▶ _EXERCISE PROMPT_:
Print, word for word, the opening line of the data below and every line after it through the line that contains "string; kind: 'root'", but not the pictures.

▶ _RAW DATA_:
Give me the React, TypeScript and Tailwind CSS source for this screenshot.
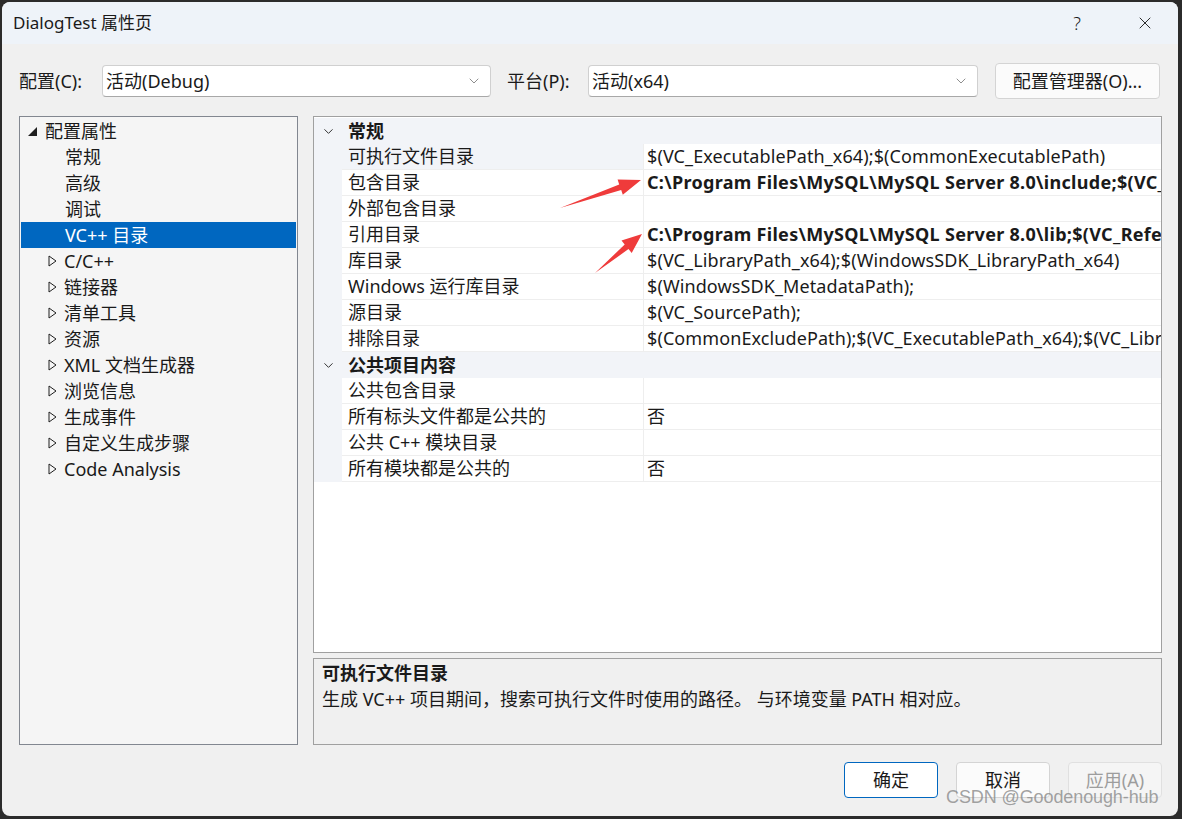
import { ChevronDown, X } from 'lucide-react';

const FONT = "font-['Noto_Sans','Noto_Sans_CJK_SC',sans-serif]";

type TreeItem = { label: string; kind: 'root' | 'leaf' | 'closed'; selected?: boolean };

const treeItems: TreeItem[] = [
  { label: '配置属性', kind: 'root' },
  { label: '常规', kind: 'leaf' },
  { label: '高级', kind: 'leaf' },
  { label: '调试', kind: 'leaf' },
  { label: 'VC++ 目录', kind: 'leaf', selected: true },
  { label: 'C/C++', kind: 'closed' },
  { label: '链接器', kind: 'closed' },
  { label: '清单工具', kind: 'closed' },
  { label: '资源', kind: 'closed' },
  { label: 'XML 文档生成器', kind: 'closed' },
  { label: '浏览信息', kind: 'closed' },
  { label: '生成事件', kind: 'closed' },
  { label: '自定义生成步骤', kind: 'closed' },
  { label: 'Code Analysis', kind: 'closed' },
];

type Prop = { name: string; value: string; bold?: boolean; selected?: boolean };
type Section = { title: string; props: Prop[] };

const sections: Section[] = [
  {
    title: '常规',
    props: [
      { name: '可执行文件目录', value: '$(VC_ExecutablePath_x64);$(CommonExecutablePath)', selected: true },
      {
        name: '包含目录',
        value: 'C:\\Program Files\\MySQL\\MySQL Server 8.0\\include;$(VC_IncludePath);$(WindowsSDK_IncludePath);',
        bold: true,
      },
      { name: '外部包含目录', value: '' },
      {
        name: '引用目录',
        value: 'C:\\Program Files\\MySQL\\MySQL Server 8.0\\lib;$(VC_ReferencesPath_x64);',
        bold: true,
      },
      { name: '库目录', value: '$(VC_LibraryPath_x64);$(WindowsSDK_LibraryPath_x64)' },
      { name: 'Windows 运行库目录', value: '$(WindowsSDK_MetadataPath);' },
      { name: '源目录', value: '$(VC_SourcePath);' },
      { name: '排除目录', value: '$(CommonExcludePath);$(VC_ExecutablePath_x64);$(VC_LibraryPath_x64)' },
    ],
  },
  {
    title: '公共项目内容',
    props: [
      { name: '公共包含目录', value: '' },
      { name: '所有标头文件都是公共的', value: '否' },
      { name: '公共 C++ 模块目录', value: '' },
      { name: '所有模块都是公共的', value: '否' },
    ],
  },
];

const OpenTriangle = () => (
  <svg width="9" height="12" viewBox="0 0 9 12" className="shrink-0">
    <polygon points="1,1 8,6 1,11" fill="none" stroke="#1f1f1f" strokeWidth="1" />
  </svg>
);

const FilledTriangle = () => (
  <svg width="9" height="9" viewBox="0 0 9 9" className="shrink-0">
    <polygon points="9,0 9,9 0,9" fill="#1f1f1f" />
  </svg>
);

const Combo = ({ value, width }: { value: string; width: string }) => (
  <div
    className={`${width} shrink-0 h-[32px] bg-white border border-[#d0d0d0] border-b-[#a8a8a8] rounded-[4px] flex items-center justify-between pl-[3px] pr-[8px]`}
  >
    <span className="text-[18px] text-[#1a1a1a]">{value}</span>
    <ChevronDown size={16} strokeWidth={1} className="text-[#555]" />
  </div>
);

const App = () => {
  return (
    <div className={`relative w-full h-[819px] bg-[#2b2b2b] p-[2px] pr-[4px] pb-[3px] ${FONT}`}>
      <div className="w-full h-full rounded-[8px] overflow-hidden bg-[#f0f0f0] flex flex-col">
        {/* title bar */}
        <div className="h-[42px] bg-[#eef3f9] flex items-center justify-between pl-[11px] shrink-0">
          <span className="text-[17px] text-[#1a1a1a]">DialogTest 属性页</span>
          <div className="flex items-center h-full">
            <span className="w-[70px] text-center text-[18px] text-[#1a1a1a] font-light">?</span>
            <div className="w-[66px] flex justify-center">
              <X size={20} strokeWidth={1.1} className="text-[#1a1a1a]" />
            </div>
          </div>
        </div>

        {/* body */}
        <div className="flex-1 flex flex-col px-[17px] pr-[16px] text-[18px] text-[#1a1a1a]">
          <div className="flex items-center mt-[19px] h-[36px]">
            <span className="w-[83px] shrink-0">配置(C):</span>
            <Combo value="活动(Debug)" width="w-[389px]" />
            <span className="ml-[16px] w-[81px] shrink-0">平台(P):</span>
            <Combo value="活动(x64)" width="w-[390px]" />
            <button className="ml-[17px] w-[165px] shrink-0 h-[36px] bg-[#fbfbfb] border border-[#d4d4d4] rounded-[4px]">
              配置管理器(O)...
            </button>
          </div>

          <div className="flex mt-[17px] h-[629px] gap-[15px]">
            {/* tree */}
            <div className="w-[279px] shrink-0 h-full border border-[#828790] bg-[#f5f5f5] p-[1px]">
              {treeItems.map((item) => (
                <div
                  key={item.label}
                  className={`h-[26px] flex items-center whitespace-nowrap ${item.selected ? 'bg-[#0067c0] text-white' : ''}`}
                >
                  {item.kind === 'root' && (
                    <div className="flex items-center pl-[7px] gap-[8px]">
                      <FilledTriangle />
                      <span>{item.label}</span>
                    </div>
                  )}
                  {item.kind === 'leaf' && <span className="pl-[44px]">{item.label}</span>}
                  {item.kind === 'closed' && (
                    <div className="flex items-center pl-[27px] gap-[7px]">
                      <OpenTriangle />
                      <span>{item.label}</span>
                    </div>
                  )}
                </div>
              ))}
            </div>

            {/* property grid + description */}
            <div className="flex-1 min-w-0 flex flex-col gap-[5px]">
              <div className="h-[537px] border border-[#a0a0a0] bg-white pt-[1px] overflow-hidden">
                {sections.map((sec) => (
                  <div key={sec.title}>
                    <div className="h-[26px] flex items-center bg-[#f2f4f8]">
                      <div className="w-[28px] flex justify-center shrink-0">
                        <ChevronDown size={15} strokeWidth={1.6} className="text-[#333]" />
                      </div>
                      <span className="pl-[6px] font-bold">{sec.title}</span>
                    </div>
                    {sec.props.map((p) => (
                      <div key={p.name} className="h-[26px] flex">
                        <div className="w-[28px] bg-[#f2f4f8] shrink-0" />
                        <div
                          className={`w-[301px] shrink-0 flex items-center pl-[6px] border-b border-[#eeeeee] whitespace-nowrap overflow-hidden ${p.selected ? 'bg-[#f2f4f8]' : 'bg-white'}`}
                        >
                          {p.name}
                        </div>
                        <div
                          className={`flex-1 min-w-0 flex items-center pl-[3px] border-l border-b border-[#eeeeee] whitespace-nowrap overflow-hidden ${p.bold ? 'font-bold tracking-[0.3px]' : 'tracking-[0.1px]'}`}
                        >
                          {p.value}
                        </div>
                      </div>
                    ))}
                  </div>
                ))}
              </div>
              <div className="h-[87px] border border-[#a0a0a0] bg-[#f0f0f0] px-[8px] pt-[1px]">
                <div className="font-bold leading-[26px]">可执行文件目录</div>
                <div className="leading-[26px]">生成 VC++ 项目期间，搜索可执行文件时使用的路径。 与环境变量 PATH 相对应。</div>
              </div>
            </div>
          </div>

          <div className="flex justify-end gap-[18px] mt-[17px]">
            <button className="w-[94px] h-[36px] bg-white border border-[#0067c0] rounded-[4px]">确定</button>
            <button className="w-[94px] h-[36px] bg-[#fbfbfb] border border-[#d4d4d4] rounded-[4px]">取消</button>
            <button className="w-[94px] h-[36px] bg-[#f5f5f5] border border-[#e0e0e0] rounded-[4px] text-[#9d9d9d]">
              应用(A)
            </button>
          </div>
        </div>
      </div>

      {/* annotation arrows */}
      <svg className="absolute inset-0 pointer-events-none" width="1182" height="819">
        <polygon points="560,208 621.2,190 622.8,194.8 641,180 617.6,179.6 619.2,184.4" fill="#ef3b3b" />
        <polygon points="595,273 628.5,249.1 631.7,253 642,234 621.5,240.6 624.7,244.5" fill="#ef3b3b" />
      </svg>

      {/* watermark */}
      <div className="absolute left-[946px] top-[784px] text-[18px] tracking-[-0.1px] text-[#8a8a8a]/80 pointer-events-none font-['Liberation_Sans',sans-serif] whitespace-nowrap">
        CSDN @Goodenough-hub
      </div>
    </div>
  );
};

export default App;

▶ _RESPONSE TO THIS TASK_:
Give me the React, TypeScript and Tailwind CSS source for this screenshot.
import { ChevronDown, X } from 'lucide-react';

const FONT = "font-['Noto_Sans','Noto_Sans_CJK_SC',sans-serif]";

type TreeItem = { label: string; kind: 'root' | 'leaf' | 'closed'; selected?: boolean };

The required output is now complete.